Saving $6,000 in an IRA annually from age 14 through 24 and earning 7% per year provides $1.16 million
at age 61—even without contributing after age 24!


1. Open an IRA for every child who has earned income. The yearly contribution limit
currently is $6,000 or the amount of the child’s earned income, whichever is less. Any kind
of paying work will do: babysitting, waiting tables, and so on. Wages can come from a family
business. Note: for a minor child (under age 18 to 21, depending on state law), you will need
to set up a “guardian IRA” account. These are now offered by many banks and financial
institutions.


2. Give children money to make IRA contributions. If children want to spend their income
from working, that’s okay. You can gift money to children to fund IRA contributions.


3. Use a Roth IRA. Contributions to Roth IRAs can be withdrawn at any time for any reason
with no income tax or early withdrawal penalty resulting, creating savings available at any
time. Plus, investment gains in a Roth IRA can eventually be withdrawn tax free.
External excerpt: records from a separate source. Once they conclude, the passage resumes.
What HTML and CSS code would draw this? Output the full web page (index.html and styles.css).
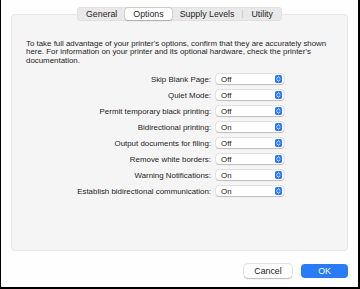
FILE: index.html
```html
<!DOCTYPE html>
<html>
<head>
<meta charset="utf-8">
<link rel="stylesheet" href="styles.css">
</head>
<body>
<div class="window">
  <div class="tabs-wrap">
    <div class="tabs">
      <span class="tab">General</span>
      <span class="tab selected">Options</span>
      <span class="tab">Supply Levels</span>
      <span class="sep"></span>
      <span class="tab">Utility</span>
    </div>
  </div>
  <div class="panel">
    <p class="intro">To take full advantage of your printer's options, confirm that they are accurately shown here. For information on your printer and its optional hardware, check the printer's documentation.</p>
    <div class="rows">
      <div class="row"><span class="label">Skip Blank Page:</span><span class="popup"><span>Off</span><svg class="stepper" viewBox="0 0 8 9"><rect width="8" height="9" rx="2" fill="#2a7cf6"/><path d="M2.3 3.6 L4 2 L5.7 3.6 M2.3 5.4 L4 7 L5.7 5.4" fill="none" stroke="#fff" stroke-width="1" stroke-linecap="round" stroke-linejoin="round"/></svg></span></div>
      <div class="row"><span class="label">Quiet Mode:</span><span class="popup"><span>Off</span><svg class="stepper" viewBox="0 0 8 9"><rect width="8" height="9" rx="2" fill="#2a7cf6"/><path d="M2.3 3.6 L4 2 L5.7 3.6 M2.3 5.4 L4 7 L5.7 5.4" fill="none" stroke="#fff" stroke-width="1" stroke-linecap="round" stroke-linejoin="round"/></svg></span></div>
      <div class="row"><span class="label">Permit temporary black printing:</span><span class="popup"><span>Off</span><svg class="stepper" viewBox="0 0 8 9"><rect width="8" height="9" rx="2" fill="#2a7cf6"/><path d="M2.3 3.6 L4 2 L5.7 3.6 M2.3 5.4 L4 7 L5.7 5.4" fill="none" stroke="#fff" stroke-width="1" stroke-linecap="round" stroke-linejoin="round"/></svg></span></div>
      <div class="row"><span class="label">Bidirectional printing:</span><span class="popup"><span>On</span><svg class="stepper" viewBox="0 0 8 9"><rect width="8" height="9" rx="2" fill="#2a7cf6"/><path d="M2.3 3.6 L4 2 L5.7 3.6 M2.3 5.4 L4 7 L5.7 5.4" fill="none" stroke="#fff" stroke-width="1" stroke-linecap="round" stroke-linejoin="round"/></svg></span></div>
      <div class="row"><span class="label">Output documents for filing:</span><span class="popup"><span>Off</span><svg class="stepper" viewBox="0 0 8 9"><rect width="8" height="9" rx="2" fill="#2a7cf6"/><path d="M2.3 3.6 L4 2 L5.7 3.6 M2.3 5.4 L4 7 L5.7 5.4" fill="none" stroke="#fff" stroke-width="1" stroke-linecap="round" stroke-linejoin="round"/></svg></span></div>
      <div class="row"><span class="label">Remove white borders:</span><span class="popup"><span>Off</span><svg class="stepper" viewBox="0 0 8 9"><rect width="8" height="9" rx="2" fill="#2a7cf6"/><path d="M2.3 3.6 L4 2 L5.7 3.6 M2.3 5.4 L4 7 L5.7 5.4" fill="none" stroke="#fff" stroke-width="1" stroke-linecap="round" stroke-linejoin="round"/></svg></span></div>
      <div class="row"><span class="label">Warning Notifications:</span><span class="popup"><span>On</span><svg class="stepper" viewBox="0 0 8 9"><rect width="8" height="9" rx="2" fill="#2a7cf6"/><path d="M2.3 3.6 L4 2 L5.7 3.6 M2.3 5.4 L4 7 L5.7 5.4" fill="none" stroke="#fff" stroke-width="1" stroke-linecap="round" stroke-linejoin="round"/></svg></span></div>
      <div class="row"><span class="label">Establish bidirectional communication:</span><span class="popup"><span>On</span><svg class="stepper" viewBox="0 0 8 9"><rect width="8" height="9" rx="2" fill="#2a7cf6"/><path d="M2.3 3.6 L4 2 L5.7 3.6 M2.3 5.4 L4 7 L5.7 5.4" fill="none" stroke="#fff" stroke-width="1" stroke-linecap="round" stroke-linejoin="round"/></svg></span></div>
    </div>
  </div>
  <div class="buttons">
    <span class="btn cancel">Cancel</span>
    <span class="btn ok">OK</span>
  </div>
</div>
</body>
</html>
```
FILE: styles.css
```css
html, body {
  margin: 0;
  padding: 0;
  background: #000;
}
body {
  width: 360px;
  height: 289px;
  overflow: hidden;
  font-family: "Liberation Sans", Arial, sans-serif;
  color: #222;
}
.window {
  box-sizing: border-box;
  width: 357px;
  height: 287px;
  margin-left: 1px;
  background: #fefefe;
  display: flex;
  flex-direction: column;
}
.tabs-wrap {
  display: flex;
  justify-content: center;
  margin-top: 7px;
  margin-bottom: -7px;
  position: relative;
  z-index: 1;
}
.tabs {
  display: flex;
  align-items: center;
  height: 14px;
  padding: 0 1px;
  background: #e9e9e9;
  border-radius: 4px;
  box-shadow: inset 0 0 0 0.5px rgba(0,0,0,0.08);
  font-size: 8.8px;
  color: #262626;
}
.tab {
  height: 12px;
  line-height: 12px;
  padding: 0 8px;
  border-radius: 3px;
}
.tab.selected {
  background: #fff;
  box-shadow: 0 0 0 0.5px rgba(0,0,0,0.12), 0 0.5px 1.5px rgba(0,0,0,0.2);
}
.sep {
  width: 1px;
  height: 8px;
  background: #cfcfcf;
}
.panel {
  margin: 0 10px;
  height: 237px;
  box-sizing: border-box;
  background: #f5f5f5;
  border: 1px solid #e6e6e6;
  border-radius: 4px;
  padding: 25px 0 0 14px;
}
.intro {
  margin: 0;
  font-size: 7.9px;
  line-height: 8.4px;
  width: 318px;
  color: #1e1e1e;
}
.rows {
  margin-top: 6px;
  display: flex;
  flex-direction: column;
}
.row {
  display: grid;
  grid-template-columns: 185px 68px;
  column-gap: 5px;
  align-items: center;
  height: 16px;
  font-size: 7.9px;
}
.label {
  text-align: right;
  color: #1e1e1e;
}
.popup {
  display: flex;
  align-items: center;
  justify-content: space-between;
  height: 10px;
  padding: 0 2px 0 5px;
  background: #fff;
  border-radius: 3px;
  box-shadow: 0 0 0 0.5px rgba(0,0,0,0.12), 0 0.5px 1px rgba(0,0,0,0.18);
}
.stepper {
  width: 7px;
  height: 8px;
  display: block;
}
.buttons {
  display: flex;
  justify-content: flex-end;
  gap: 9px;
  margin: 13px 10px 0 0;
}
.btn {
  height: 14px;
  line-height: 14px;
  text-align: center;
  font-size: 8.8px;
  border-radius: 4px;
}
.cancel {
  width: 48px;
  background: #fff;
  color: #222;
  box-shadow: 0 0 0 0.5px rgba(0,0,0,0.14), 0 0.5px 1.5px rgba(0,0,0,0.22);
}
.ok {
  width: 47px;
  background: #2a7cf6;
  color: #fff;
}
```
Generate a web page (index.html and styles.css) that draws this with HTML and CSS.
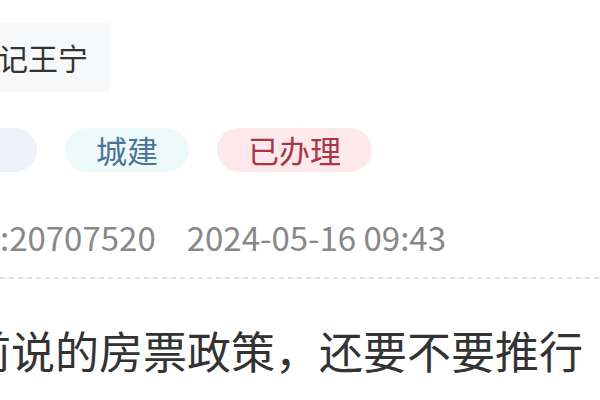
FILE: index.html
```html
<!DOCTYPE html>
<html lang="zh-CN">
<head>
<meta charset="utf-8">
<link rel="stylesheet" href="styles.css">
</head>
<body>
<div class="card">
  <div class="author">书记王宁</div>
  <div class="tags">
    <span class="tag tag-type">咨询</span>
    <span class="tag tag-dept">城建</span>
    <span class="tag tag-done">已办理</span>
  </div>
  <div class="meta"><span class="meta-id">编号:20707520</span><span class="meta-time">2024-05-16 09:43</span></div>
  <div class="divider"></div>
  <div class="content">前说的房票政策，还要不要推行</div>
</div>
</body>
</html>
```
FILE: styles.css
```css
html, body {
  margin: 0;
  padding: 0;
  background: #ffffff;
  overflow: hidden;
}
body {
  width: 600px;
  height: 400px;
  font-family: "Noto Sans CJK SC", "Noto Sans", sans-serif;
  color: #333333;
}
.card {
  display: flex;
  flex-direction: column;
  align-items: flex-start;
  padding-top: 23px;
}
.author {
  height: 69px;
  line-height: 69px;
  margin-left: -54px;
  padding: 0 22px;
  font-size: 30px;
  background: #f7f8fa;
  color: #333333;
  white-space: nowrap;
}
.tags {
  display: flex;
  gap: 28px;
  margin-top: 36px;
  margin-left: -87px;
}
.tag {
  height: 44px;
  line-height: 44px;
  padding: 0 31px;
  border-radius: 22px;
  font-size: 31px;
  white-space: nowrap;
}
.tag-type {
  background: #eff1fa;
  color: #eff1fa;
}
.tag-dept {
  background: #eefafa;
  color: #4a7596;
}
.tag-done {
  background: #fde9ec;
  color: #ab3546;
}
.meta {
  display: flex;
  gap: 31px;
  margin-top: 45px;
  margin-left: -66px;
  height: 40px;
  line-height: 40px;
  font-size: 33px;
  color: #888888;
  white-space: nowrap;
}
.divider {
  align-self: stretch;
  height: 2px;
  margin-top: 20px;
  background: repeating-linear-gradient(to right, #e2e2e2 0 5px, transparent 5px 9px);
}
.content {
  margin-top: 43px;
  margin-left: -33px;
  height: 56px;
  line-height: 56px;
  font-size: 44px;
  color: #333333;
  white-space: nowrap;
}
```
In contrast,
distributions from Traditional IRAs are taxable and subject to a 10% penalty before age 59 ½.
The deduction for contributions to Traditional IRAs is worth little or nothing when a child is in a
very low or 0% tax bracket.


4. Invest the Roth IRA for capital gains. Although stocks have averaged a 7% real return in
the past, they can be volatile, creating risk for persons in or near retirement years. Children
need not fear this risk, and “safe” investments can be costly for them. A steady, sure 3%
return from bond-like investments reduces the $1.16 million in our earlier example to only
$229,000.


5. Keep good records for children. Make sure a child’s income is “on the books” and
reported on a parent’s or the child’s own tax return. If the child’s income comes from a family
business, document that it is genuinely earned, and monitor the IRA’s investments carefully.